Matrix Pencil Method

The matrix pencil method (MPM) is being explored for high resolution data processing in low field NMR. Improving the efficiency of data processing will expand the potential applications of portable NMR and enhance the quality of information that is gained from experiments. To operate in the low SNR regime and to analyze complex material dynamics, the MPM is a more adept signal processing technique than the conventional inverse Laplace transform (ILT), due to its high resolution and minimal computational requirements.

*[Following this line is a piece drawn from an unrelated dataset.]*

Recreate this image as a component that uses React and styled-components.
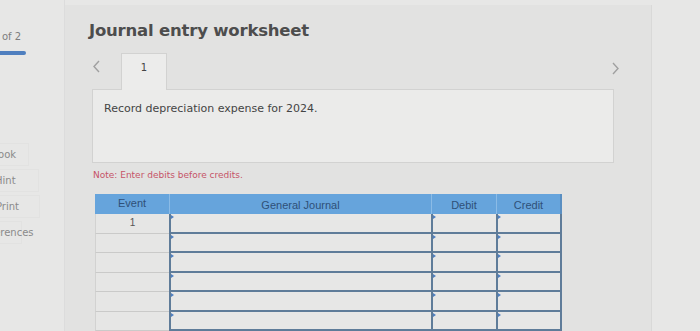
import React from 'react';
import styled, { createGlobalStyle } from 'styled-components';

const GlobalStyle = createGlobalStyle`
  html, body {
    margin: 0;
    padding: 0;
    background: #e7e7e6;
    overflow: hidden;
  }
  * {
    box-sizing: border-box;
  }
`;

const Page = styled.div`
  display: flex;
  width: 700px;
  height: 331px;
  font-family: "DejaVu Sans", Verdana, sans-serif;
`;

const Sidebar = styled.aside`
  width: 65px;
  flex-shrink: 0;
  overflow: hidden;
  display: flex;
  flex-direction: column;
  padding-top: 30px;
  border-right: 1px solid #dcdcdc;
`;

const PageCount = styled.div`
  font-size: 10px;
  color: #7d7d7d;
  line-height: 14px;
  padding-left: 2px;
`;

const Progress = styled.div`
  width: 26px;
  height: 4px;
  margin-top: 7px;
  background: #4f7fbf;
  border-radius: 0 2px 2px 0;
`;

const SideItems = styled.div`
  display: flex;
  flex-direction: column;
  gap: 3px;
  margin-top: 88px;
`;

const SideItem = styled.div`
  height: 23px;
  width: 44px;
  display: flex;
  align-items: center;
  font-size: 10px;
  color: #8a8a8a;
  white-space: nowrap;
  margin-left: ${(p) => p.$shift}px;
  border: 1px solid #e2e2e1;
  border-left: none;
`;

const Panel = styled.main`
  width: 587px;
  flex-shrink: 0;
  margin-top: 5px;
  background: #e2e2e1;
  padding: 14px 0 0 24px;
  display: flex;
  flex-direction: column;
  border-right: 1px solid #d9d9d8;
`;

const Title = styled.h1`
  margin: 0;
  font-size: 16.5px;
  line-height: 23px;
  font-weight: bold;
  color: #4d4d4d;
  letter-spacing: -0.2px;
`;

const TabRow = styled.div`
  margin: 11px 0 0 3px;
  width: 540px;
  height: 36px;
  display: flex;
  align-items: flex-end;
`;

const Arrow = styled.div`
  width: ${(p) => p.$w}px;
  height: 36px;
  display: flex;
  align-items: center;
  justify-content: ${(p) => p.$justify};
  padding-bottom: ${(p) => p.$drop}px;
`;

const Tab = styled.div`
  width: 46px;
  height: 37px;
  margin-bottom: -1px;
  background: #ececeb;
  border: 1px solid #d2d2d1;
  border-bottom: none;
  display: flex;
  align-items: center;
  justify-content: center;
  font-size: 10px;
  color: #444;
  padding-bottom: 9px;
  position: relative;
  z-index: 1;
`;

const Spacer = styled.div`
  flex: 1;
`;

const Prompt = styled.div`
  margin-left: 3px;
  width: 522px;
  height: 77px;
  background: #ebebea;
  border: 1px solid #d2d2d1;
  padding: 12px 11px;
  font-size: 11px;
  line-height: 14px;
  color: #444;
`;

const Note = styled.div`
  margin: 6px 0 0 4px;
  font-size: 9px;
  line-height: 12px;
  color: #c65468;
`;

const Table = styled.div`
  margin: 13px 0 0 6px;
  width: 467px;
  display: grid;
  grid-template-columns: 74px 262px 65px 66px;
  grid-template-rows: 20px;
  grid-auto-rows: 19.5px;
  font-family: "Liberation Sans", Arial, sans-serif;
`;

const HeadCell = styled.div`
  background: #66a4dc;
  color: #2f5078;
  font-size: 11px;
  display: flex;
  align-items: center;
  justify-content: center;
  padding-top: ${(p) => (p.$raise ? 0 : 2)}px;
  padding-bottom: ${(p) => (p.$raise ? 3 : 0)}px;
  border-left: ${(p) => (p.$first ? 'none' : '1px solid #8bbbe6')};
  border-right: ${(p) => (p.$last ? '2px solid #5a8fc2' : 'none')};
`;

const EventCell = styled.div`
  background: #e6e6e5;
  border-bottom: 1px solid #cacac9;
  border-left: 1px solid #d2d2d1;
  display: flex;
  justify-content: center;
  padding-top: 3px;
  font-size: 10px;
  color: #555;
`;

const InputCell = styled.div`
  position: relative;
  background: #e7e7e6;
  border-left: 2px solid #5f7c99;
  border-bottom: 2px solid #5f7c99;
  border-right: ${(p) => (p.$last ? '2px solid #5f7c99' : 'none')};
  &::before {
    content: '';
    position: absolute;
    left: 0;
    top: 1px;
    border-top: 2px solid transparent;
    border-bottom: 2px solid transparent;
    border-left: 3px solid #4f7fbf;
  }
`;

const rows = ['1', '', '', '', '', ''];

export default function App() {
  return (
    <>
      <GlobalStyle />
      <Page>
        <Sidebar>
          <PageCount>of 2</PageCount>
          <Progress />
          <SideItems>
            <SideItem $shift={-15}>eBook</SideItem>
            <SideItem $shift={-5}>Hint</SideItem>
            <SideItem $shift={-4}>Print</SideItem>
            <SideItem $shift={-22}>References</SideItem>
          </SideItems>
        </Sidebar>
        <Panel>
          <Title>Journal entry worksheet</Title>
          <TabRow>
            <Arrow $w={29} $justify="flex-start" $drop={10}>
              <svg width="8" height="13" viewBox="0 0 8 13">
                <path d="M7 1 L2 6.5 L7 12" fill="none" stroke="#a0a0a0" strokeWidth="1.4" />
              </svg>
            </Arrow>
            <Tab>1</Tab>
            <Spacer />
            <Arrow $w={20} $justify="flex-start" $drop={6}>
              <svg width="8" height="13" viewBox="0 0 8 13">
                <path d="M1 1 L6 6.5 L1 12" fill="none" stroke="#a0a0a0" strokeWidth="1.4" />
              </svg>
            </Arrow>
          </TabRow>
          <Prompt>Record depreciation expense for 2024.</Prompt>
          <Note>Note: Enter debits before credits.</Note>
          <Table>
            <HeadCell $first $raise>Event</HeadCell>
            <HeadCell>General Journal</HeadCell>
            <HeadCell>Debit</HeadCell>
            <HeadCell $last>Credit</HeadCell>
            {rows.map((ev, i) => (
              <React.Fragment key={i}>
                <EventCell>{ev}</EventCell>
                <InputCell />
                <InputCell />
                <InputCell $last />
              </React.Fragment>
            ))}
          </Table>
        </Panel>
      </Page>
    </>
  );
}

Water Content of Blood Plasma

Portable NMR relaxometry can be used to rapidly estimate the water content of blood plasma (PWC) in clinical settings. This is achieved by correlating the T1 and T2 decay constants to the percentage of water in plasma samples. The societal impact of this work is quite significant. A large percentage of medical decisions are based on laboratory tests, many of which are blood chemistry assays. However, the accuracy of blood tests can depend on PWC, which is not typically measured in clinical laboratories. Variance in PWC between patients can influence many test results, with blood electrolyte and metabolite measurements being perhaps the most notable. A rapid, NMR-based test to measure PWC can provide clinicians with a means to improve the accuracy of blood chemistry assays and diagnostic tests, which will improve patient care.

Emulsion Imaging

An emulsion is an unstable mixture of either oil dispersed in water or water dispersed in oil, which will lead to separation over time. In a factory setting, an emulsion will be subject to shear forces as it is moved through pipes to various stages of the assembly line causing the emulsion to breakdown. The emulsion breakdown phases will have different diffusion coefficients, so that a map of these coefficients will show the presence of different phases. An in-situ image of the emulsion may be taken on the assembly line and processed so that the factory can know that the emulsion is homogeneous as it is moved.